Spark UI shows that this operation took 11 seconds.

This first analysis of the tips is not accurate because of incorrect data. Some trips have no passenger number (NULL) or impossible numbers, like 96 or 112. These strange figures made the calculation of the average tip wrong.

## Second implementation

To fix this and get more accurate results, we filter the data to only keep rides with a normal number of passengers, specifically between 1 and 6. This removes the unrealistic trips. Then, we count the total number of rides for each passenger group. We then decided to only keep groups that had more than 1,000 rides. This makes sure our average is based on a large amount of data, not just a few trips.

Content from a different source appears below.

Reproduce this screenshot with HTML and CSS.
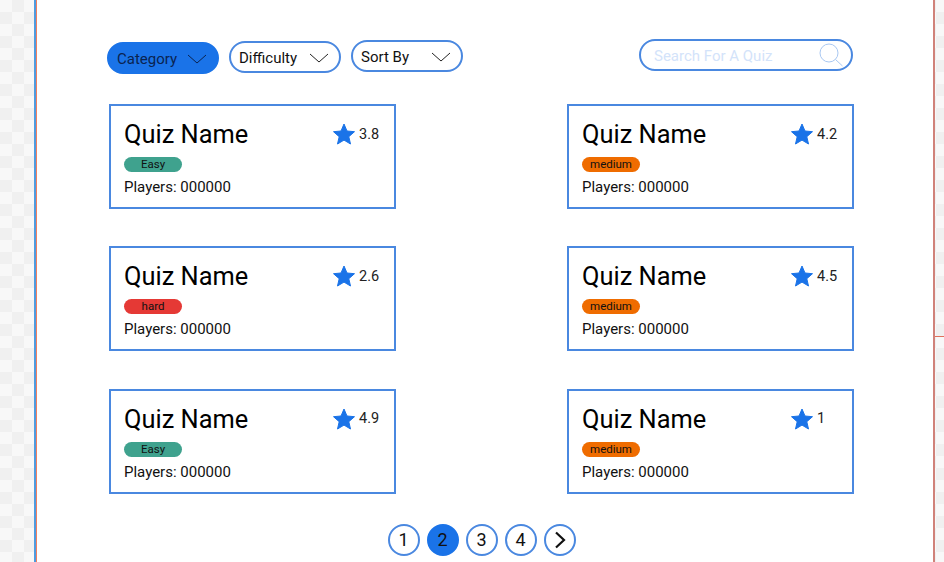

df.select("PULocationID", "DOLocationID", "tip_amount", "passenger_count", "total_amount") \
    .filter(df["total_amount"] > 0) \
    .withColumn("tip_percent", (F.col("tip_amount") / F.col("total_amount") * 100)) \
    .filter(F.col("passenger_count").between(1, 6)) \
    .groupBy("passenger_count") \
    .agg(F.count("*").alias("nb_courses"),F.avg("tip_percent").alias("avg_tip_percent")) \
    .filter(F.col("nb_courses") > 1000) \
    .orderBy(F.desc("avg_tip_percent")) \
    .show()

Spark UI shows that this operation also took 11 seconds. This shows that the complexity of the operation is far from being the bottleneck of the processing time, instead it is the data size.

## Conclusion

Based on the analysis, the number of passengers has a small but clear effect on tipping habits.

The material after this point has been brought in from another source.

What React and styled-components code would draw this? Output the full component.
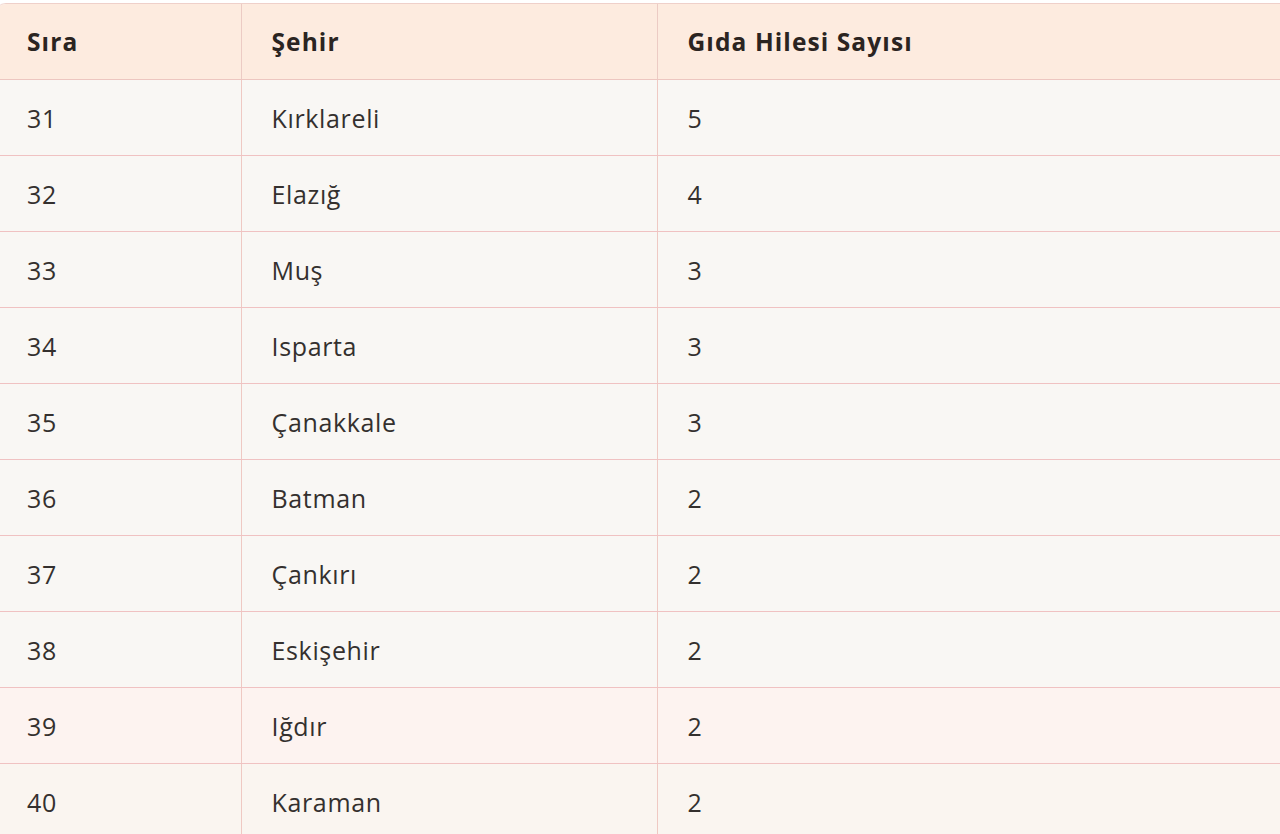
import React from "react";
import styled, { createGlobalStyle } from "styled-components";

const GlobalStyle = createGlobalStyle`
  html, body {
    margin: 0;
    padding: 0;
    background: #ffffff;
    overflow: hidden;
  }
`;

const rows = [
  { rank: 31, city: "Kırklareli", count: 5 },
  { rank: 32, city: "Elazığ", count: 4 },
  { rank: 33, city: "Muş", count: 3 },
  { rank: 34, city: "Isparta", count: 3 },
  { rank: 35, city: "Çanakkale", count: 3 },
  { rank: 36, city: "Batman", count: 2 },
  { rank: 37, city: "Çankırı", count: 2 },
  { rank: 38, city: "Eskişehir", count: 2 },
  { rank: 39, city: "Iğdır", count: 2, tint: "#fdf3f0" },
  { rank: 40, city: "Karaman", count: 2, tint: "#faf5f0" },
];

export default function App() {
  return (
    <>
      <GlobalStyle />
      <Page>
        <Wrapper>
          <Table>
            <colgroup>
              <col style={{ width: 246 }} />
              <col style={{ width: 416 }} />
              <col />
            </colgroup>
            <thead>
              <tr>
                <HeadCell>Sıra</HeadCell>
                <HeadCell>Şehir</HeadCell>
                <HeadCell>Gıda Hilesi Sayısı</HeadCell>
              </tr>
            </thead>
            <tbody>
              {rows.map((row) => (
                <Row key={row.rank} $tint={row.tint}>
                  <Cell>{row.rank}</Cell>
                  <Cell>{row.city}</Cell>
                  <Cell>{row.count}</Cell>
                </Row>
              ))}
            </tbody>
          </Table>
        </Wrapper>
      </Page>
    </>
  );
}

const Page = styled.div`
  width: 1280px;
  height: 834px;
  overflow: hidden;
  padding-top: 3px;
  box-sizing: border-box;
`;

const Wrapper = styled.div`
  margin-left: -6px;
  width: 1300px;
  border: 1px solid #efd0ca;
  border-radius: 12px 12px 0 0;
  overflow: hidden;
`;

const Table = styled.table`
  width: 100%;
  border-collapse: collapse;
  table-layout: fixed;
  font-family: "Open Sans", "Noto Sans", sans-serif;
  color: #2f2a28;
`;

const HeadCell = styled.th`
  height: 75px;
  padding: 0 30px;
  text-align: left;
  font-size: 24.5px;
  font-weight: 700;
  letter-spacing: 1.1px;
  color: #2b2421;
  background: #fdebdf;
  border-bottom: 1px solid #edc6c0;
  border-left: 1px solid #eccbc4;
  &:first-child {
    border-left: none;
    padding-left: 32px;
  }
`;

const Row = styled.tr`
  background: ${(p) => p.$tint || "#f9f7f4"};
`;

const Cell = styled.td`
  height: 75px;
  padding: 0 30px;
  font-size: 25px;
  font-weight: 400;
  letter-spacing: 0.65px;
  color: #34302e;
  border-left: 1px solid #efc9c3;
  border-bottom: 1px solid #f0c2c2;
  &:first-child {
    border-left: none;
    padding-left: 32px;
  }
`;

Our results show that single passengers (1.0) gave the highest average tips, at 11.41%. The lowest tips came from groups of four passengers (4.0), who tipped an average of 10.17% of total amount. While the differences are not massive, the data clearly indicates that traveling alone or in a group of four impacts the final tip percentage.

Spark's DataFrame allowed us to handle over 179 million rides for this analysis. We chained commands like .select(), .filter(), and .groupBy() to create a clear and logical "recipe" for our task. This approach is easy to read and efficient, allowing Spark to handle all the difficult work of processing such a huge volume of data.